Dion Almaer just joined walmart.com as VP, Mobile Architecture. His Ajaxian partner in crime Ben Galbraith is going along for the ride – as VP, Mobile Engineering. We can safely assume Dion and Ben won’t be advocating an IoS only strategy – these guys are all about developers, and all about Web technologies – that means HTML5 and Javascript. So what is walmart up to? I haven’t actually spoken to the guys yet, so I might as well throw out some baseless speculation. You see- at the moment its really not clear what comes after the Apple vs Android app store wars. The best web developers all agree HTML5 is the future, but many of them are building IoS apps. But how are developers going to charge for these apps?
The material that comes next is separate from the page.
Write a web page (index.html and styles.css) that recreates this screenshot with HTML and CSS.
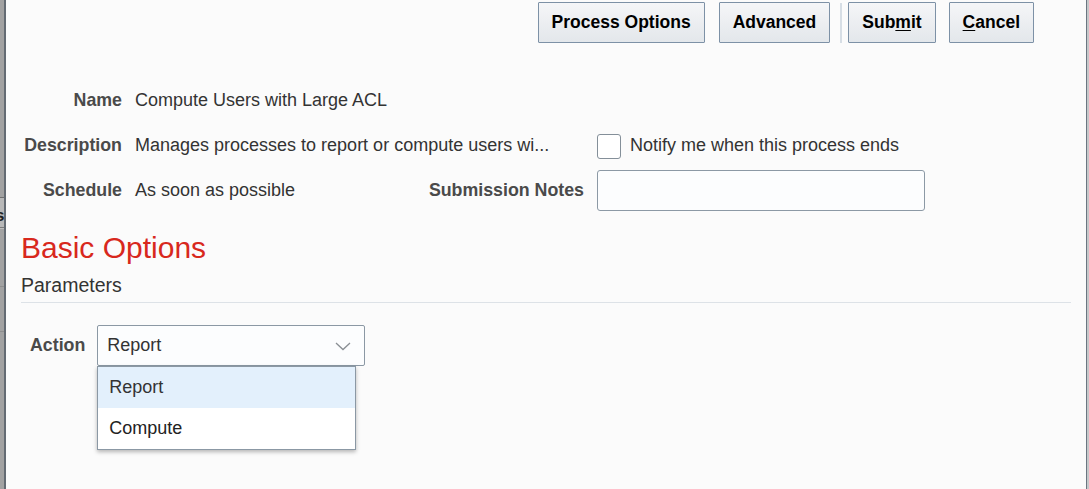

In a post this week Mark Cathcart wrote about the FT’s new iPad app, which is actually a web application. I myself wrote about why publishers are trying this approach in The iPad: Nice Piece of Glass! Here comes HTML5. But Mark focuses on the discoverability and app store issues raised by HTML5 apps. Which of course chimes rather nicely with the idea walmart.com is going to invest in web apps. Of course it could be that Ben and Dion will just be helping Walmart with its shopping at walmart-led mobile site, but that seems – ahem- unlikely. Walmart is a retailer, after all, and sells a ton of books and music. It surely wants into the digital retail game. It can’t cede too much ground to Amazon and Apple. So we have to assume walmart.com mobile is about digital distribution. Could walmart be gearing up for a major play as an HTML5 application publisher? Doesn’t seem beyond the realms of possibility. And walmart- at least in the physical world, sets standards that entire supply chains follow. [I previusly wrote about Dion and Ben here]
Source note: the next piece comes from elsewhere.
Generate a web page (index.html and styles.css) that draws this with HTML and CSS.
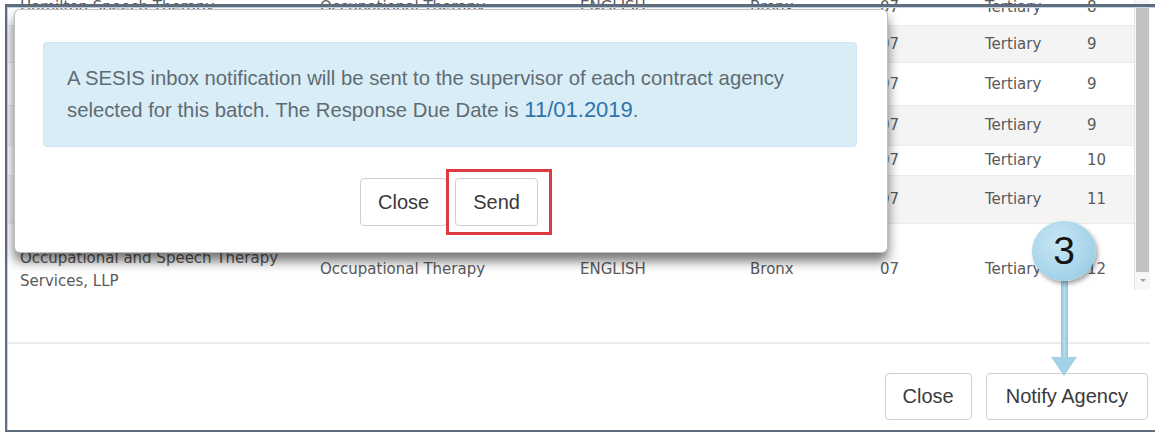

What else did linkedin tell us? Only that Canonical’s CTO Matt Zimmerman is leaving to join a startup called Singly, which looks very interesting indeed. Singly is about “lockers”. What is a locker?
“A Locker pulls together all of my personal data – my tweets, my photos, my contacts and all my social relationships. It holds things like my email, call logs, and purchase history. It does a bunch of complicated things for me, so that developers don’t have to. It puts me at the center of the web, and allows me to choose where, when and with whom I share copies of my data.”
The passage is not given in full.